Os alienígenas que descobriram como ler as assinaturas da tecnologia nas atmosferas planetárias, por exemplo, podem ter sido capazes de detectar as emissões realizadas durante a Revolução Industrial em meados de 1800 — uma tecnoassinatura detectável se você souber o que procurar e ter paciência para observar conforme um planeta muda lentamente.

As civilizações com tecnologia ainda mais avançada podem observar silenciosamente a vida surgir e se desenvolver em diversos planetas, às vezes fracassando, outras vezes prosperando.

A  humanidade ainda não tem essa capacidade, e não há garantia de que nossa espécie sobreviverá por tempo suficiente para aperfeiçoar a arte de encontrar vida alienígena.
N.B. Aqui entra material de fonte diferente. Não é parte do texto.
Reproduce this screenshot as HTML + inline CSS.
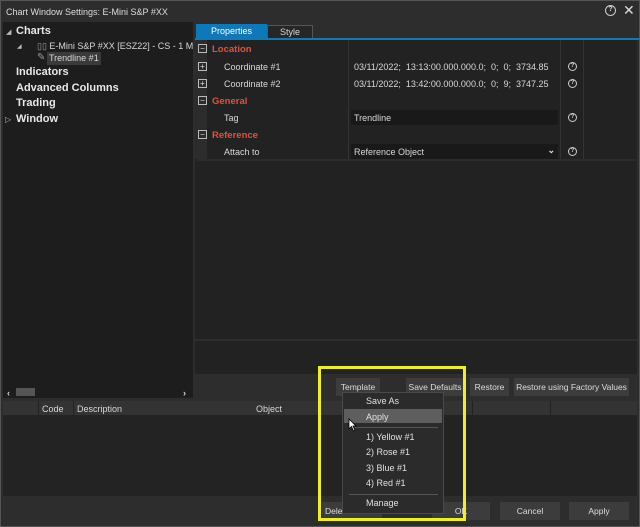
<!DOCTYPE html><html><head><style>
*{margin:0;padding:0;box-sizing:border-box}
body{width:640px;height:527px;background:#2d2d2d;font-family:"Liberation Sans",sans-serif;font-size:9px;color:#d8d8d8;position:relative;overflow:hidden}
div{position:absolute}
.b{font-weight:bold;font-size:11px;color:#e8e8e8}
.red{color:#e2513c;font-weight:bold;font-size:9.5px}
.pm{width:9px;height:9px;border:1px solid #bbb;left:198px;font-size:8px;line-height:7px;text-align:center;color:#ddd}
.btn{background:#3c3c3c;color:#ddd;height:18px;line-height:18px;text-align:center;font-size:8.5px}
.q{width:9px;height:9px;border:1.3px solid #ccc;border-radius:50%;left:568px;font-size:6px;line-height:7px;text-align:center;font-weight:bold}
.mi{left:366px;font-size:9px;color:#e0e0e0}
</style></head><body>
<div style="left:0;top:0;width:640px;height:527px;border:1px solid #555"></div>
<div style="left:6px;top:7px;font-size:9px;color:#ddd">Chart Window Settings: E-Mini S&amp;P #XX</div>
<div style="left:605px;top:5px;width:11px;height:11px;border:1.5px solid #ccc;border-radius:50%;font-size:7px;line-height:8px;text-align:center;font-weight:bold">?</div>
<div style="left:623px;top:2px;font-size:14px;color:#ddd">✕</div>
<!-- left tree -->
<div style="left:3px;top:22px;width:190px;height:376px;background:#1d1d1d"></div>
<div style="left:6px;top:28px;font-size:7px;color:#bbb">◢</div>
<div class="b" style="left:16px;top:25px">Charts</div>
<div style="left:17px;top:43px;font-size:6px;color:#bbb">◢</div>
<div style="left:37px;top:41px;font-size:9px;width:156px;overflow:hidden;white-space:nowrap"><span style="color:#999">▯▯ </span>E-Mini S&amp;P #XX [ESZ22] - CS - 1 Minute</div>
<div style="left:37px;top:52px;font-size:10px;color:#999">✎</div>
<div style="left:47px;top:52px;width:54px;height:13px;background:#3a3a3a;font-size:9px;padding:1px 2px">Trendline #1</div>
<div class="b" style="left:16px;top:66px">Indicators</div>
<div class="b" style="left:16px;top:82px">Advanced Columns</div>
<div class="b" style="left:16px;top:97px">Trading</div>
<div style="left:5px;top:115px;font-size:8px;color:#bbb">▷</div>
<div class="b" style="left:16px;top:113px">Window</div>
<div style="left:7px;top:388px;font-size:9px;font-weight:bold">‹</div>
<div style="left:16px;top:388px;width:19px;height:8px;background:#555"></div>
<div style="left:183px;top:388px;font-size:9px;font-weight:bold">›</div>
<!-- tabs -->
<div style="left:196px;top:24px;width:71px;height:15px;background:#0e78b8;color:#fff;text-align:center;line-height:14px">Properties</div>
<div style="left:267px;top:25px;width:46px;height:14px;border:1px solid #555;background:#262626;text-align:center;line-height:12px">Style</div>
<div style="left:195px;top:38px;width:445px;height:2px;background:#0e78b8"></div>
<!-- grid -->
<div style="left:195px;top:40px;width:442px;height:299px;background:#222"></div>
<div style="left:195px;top:40px;width:12px;height:119px;background:#2c2c2c"></div>
<div style="left:348px;top:40px;width:1px;height:119px;background:#333"></div>
<div style="left:560px;top:40px;width:1px;height:119px;background:#333"></div>
<div style="left:583px;top:40px;width:1px;height:119px;background:#333"></div>
<div style="left:197px;top:159px;width:440px;height:2px;background:#2c2c2c"></div>
<div class="pm" style="top:44px">−</div><div class="red" style="left:212px;top:44px">Location</div>
<div class="pm" style="top:62px">+</div><div style="left:224px;top:62px">Coordinate #1</div>
<div style="left:354px;top:62px;width:205px;overflow:hidden;white-space:nowrap">03/11/2022;&nbsp; 13:13:00.000.000.0;&nbsp; 0;&nbsp; 0;&nbsp; 3734.85</div><div class="q" style="top:62px">?</div>
<div class="pm" style="top:79px">+</div><div style="left:224px;top:79px">Coordinate #2</div>
<div style="left:354px;top:79px;width:205px;overflow:hidden;white-space:nowrap">03/11/2022;&nbsp; 13:42:00.000.000.0;&nbsp; 0;&nbsp; 9;&nbsp; 3747.25</div><div class="q" style="top:79px">?</div>
<div class="pm" style="top:96px">−</div><div class="red" style="left:212px;top:96px">General</div>
<div style="left:224px;top:113px">Tag</div>
<div style="left:351px;top:110px;width:207px;height:15px;background:#191919;padding:3px 3px">Trendline</div><div class="q" style="top:113px">?</div>
<div class="pm" style="top:130px">−</div><div class="red" style="left:212px;top:130px">Reference</div>
<div style="left:224px;top:147px">Attach to</div>
<div style="left:351px;top:144px;width:207px;height:15px;background:#191919;padding:3px 3px">Reference Object<span style="position:absolute;right:3px;top:1px;font-weight:bold">⌄</span></div><div class="q" style="top:147px">?</div>
<div style="left:195px;top:341px;width:442px;height:33px;background:#222"></div>
<!-- buttons -->
<div class="btn" style="left:336px;top:378px;width:44px">Template</div>
<div class="btn" style="left:406px;top:378px;width:58px">Save Defaults</div>
<div class="btn" style="left:470px;top:378px;width:39px">Restore</div>
<div class="btn" style="left:514px;top:378px;width:115px">Restore using Factory Values</div>
<!-- table -->
<div style="left:3px;top:401px;width:634px;height:14px;background:#333"></div>
<div style="left:38px;top:401px;width:1px;height:14px;background:#222"></div>
<div style="left:73px;top:401px;width:1px;height:14px;background:#222"></div>
<div style="left:42px;top:404px">Code</div><div style="left:77px;top:404px">Description</div><div style="left:256px;top:404px">Object</div>
<div style="left:472px;top:401px;width:1px;height:14px;background:#222"></div><div style="left:550px;top:401px;width:1px;height:14px;background:#222"></div>
<div style="left:3px;top:415px;width:634px;height:81px;background:#232323"></div>
<!-- bottom buttons -->
<div class="btn" style="left:322px;top:502px;width:60px;text-align:left;padding-left:3px">Delete</div>
<div class="btn" style="left:432px;top:502px;width:58px">OK</div>
<div class="btn" style="left:500px;top:502px;width:60px">Cancel</div>
<div class="btn" style="left:569px;top:502px;width:60px">Apply</div>
<!-- menu -->
<div style="left:342px;top:392px;width:102px;height:122px;background:#2b2b2b;border:1px solid #4a4a4a"></div>
<div style="left:344px;top:409px;width:98px;height:14px;background:#5e5e5e"></div>
<div class="mi" style="top:396px">Save As</div>
<div class="mi" style="top:412px">Apply</div>
<div style="left:349px;top:427px;width:89px;height:1px;background:#555"></div>
<div class="mi" style="top:432px">1) Yellow #1</div>
<div class="mi" style="top:447px">2) Rose #1</div>
<div class="mi" style="top:463px">3) Blue #1</div>
<div class="mi" style="top:478px">4) Red #1</div>
<div style="left:349px;top:494px;width:89px;height:1px;background:#555"></div>
<div class="mi" style="top:498px">Manage</div>
<svg style="position:absolute;left:348px;top:418px" width="9" height="14"><path d="M1 1 L1 11 L3.5 8.5 L5.5 13 L7 12.3 L5 8 L8 8 Z" fill="#fff" stroke="#000" stroke-width="0.8"/></svg>
<div style="left:318px;top:366px;width:148px;height:155px;border:3px solid #f0f020"></div>
</body></html>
Mas um dia, se continuarmos, é possível que finalmente façamos contato.

•        A vida como ela é

A civilização humana avançada pode ser apenas um pontinho na idade do universo, mas meu pai achava que era apenas uma questão de tempo e de vontade suficiente para encontrarmos evidências de que a galáxia é povoada por mais seres inteligentes, seja qual for a forma que assumam.

“Não sabemos o que estamos procurando”, diz Wright. “Somos nosso único exemplo daquilo que temos certeza de que estamos procurando.”

No mínimo, o legado mais duradouro da equação de Drake não é uma solução numérica, mas um espelho: ele nos pede para pensar sobre a Terra e sobre a humanidade, a partir de uma perspectiva cósmica — considerar a fragilidade de nossa existência neste mar galáctico.

"Sua durabilidade, longevidade, persistência, a razão pela qual ela permanece, a razão pela qual continuamos a usá-la, a razão pela qual ela continua aparecendo é porque ela é um ótimo guia para todo o problema da vida no universo", afirma Wright. "É uma equação muito versátil, pois permite que você explore todos os tipos de aspectos da vida e da humanidade, dependendo do termo que você queira usar."